James Richardson, who came from Virginia much earlier than Grimsley's arrival, and settled north of the city, was a saddler. He constructed a side saddle and presented it to one of the Spanish governors for his wife. The governor was so well pleased that he gave Richardson a grant of a thousand arpents of land.
The French habitants of St. Louis raised tobacco in their common fields. Tobacco was manufactured in only crude forms until after the American occupation. In 1817 Richards & Quarles had "a tobacco manufactory" on the cross street nearly opposite the post-office. About 1840 the newspapers spoke of tobacco as "another item of our trade which is swelling every year into much greater importance." Missouri was raising 9,000 hogsheads of tobacco in 1841 and sending all but 500 hogsheads to St. Louis. As a tobacco market St. Louis grew until the receipts in 1876 reached 29,204 hogsheads.
The Catlin family had much to do with the development of the tobacco industry. The first of the St. Louis Catlins came from Connecticut and brought with him a valuable knowledge about the manufacture. He was Dan Catlin. He established in North St. Louis a factory which was one of the most important local industries of its day, 1840. Dan Catlin had two sons, Daniel and Ephron, both children when the family moved from Litchfield. Daniel Catlin grew into the management of the tobacco manufacturing, and taught other St. Louis manufacturers how much there is in putting products with attractive brands on the market. The Catlin tobacco company expanded into an institution giving employment to more than 400 people. Ephron Catlin, three years younger than Daniel, chose the drug business in preference to tobacco manufacturing. The brothers, both men of splendid physiques, were conspicuous in a community where stalwart young manhood was not exceptional. They married sisters, Misses Justina and Camilla Kayser, daughters of Henry Kayser, one of the foremost civil engineers of the west.

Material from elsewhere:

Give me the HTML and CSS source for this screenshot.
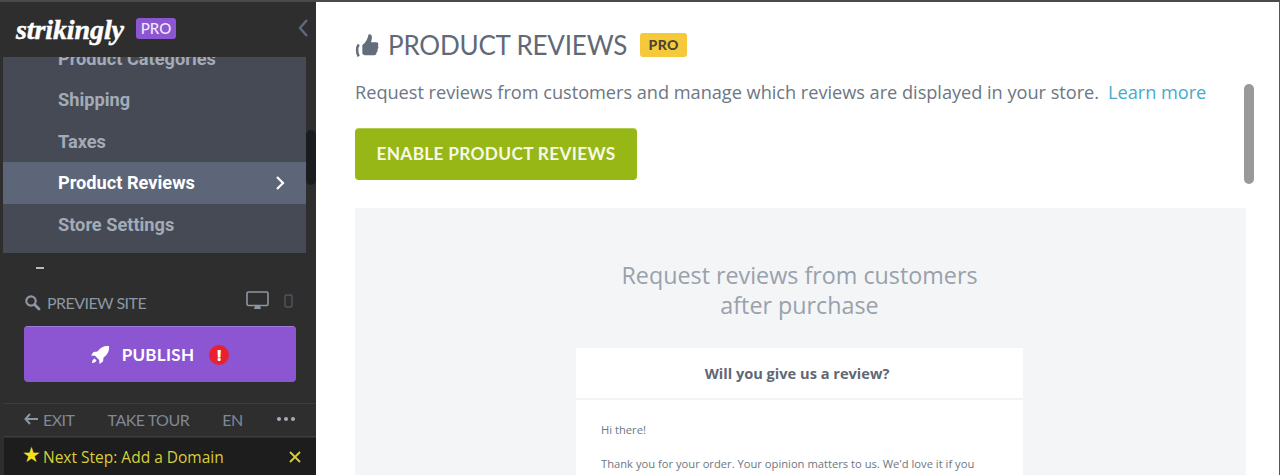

Christopher Foulks came from New Jersey about 1820, with a knowledge of tobacco manufacture. He became one of the pioneers in that industry. Joseph Liggett was a Londonderry man who settled in St. Louis and married Elizabeth Foulks, daughter of the pioneer tobacco manufacturer. The son, John Edmund Liggett, was born in St. Louis in 1826. He was one of the pupils of David H. Armstrong in the first public school of St. Louis, and afterwards attended Kemper college in the southwestern part of the city. At eighteen, John E. Liggett left school to go into the tobacco factory of Foulks and Shaw. The head of the house was his grandfather. The junior partner was his stepfather. When the grandfather retired, the grandson became a partner, and the firm was Hiram Shaw & Company. A brother, W. C. L. Liggett, bought out Mr. Shaw, and the new style was J. E. Liggett and Brother. Henry Dausman bought out the brother after five years. The tobacco manufacturing went on, growing under Liggett and Dausman. In 1873 George S. Meyers bought out Dausman. Hiram Shaw Liggett, son of John E. Liggett, grew into the business. Through four generations the plant grew into one of the great industries not alone of St. Louis but of the country. A vast fortune was built up with the profits of carefully conducted manufacturing. In the family through the generations was always a devotion to the cause of education which found expression in princely gifts to institutions.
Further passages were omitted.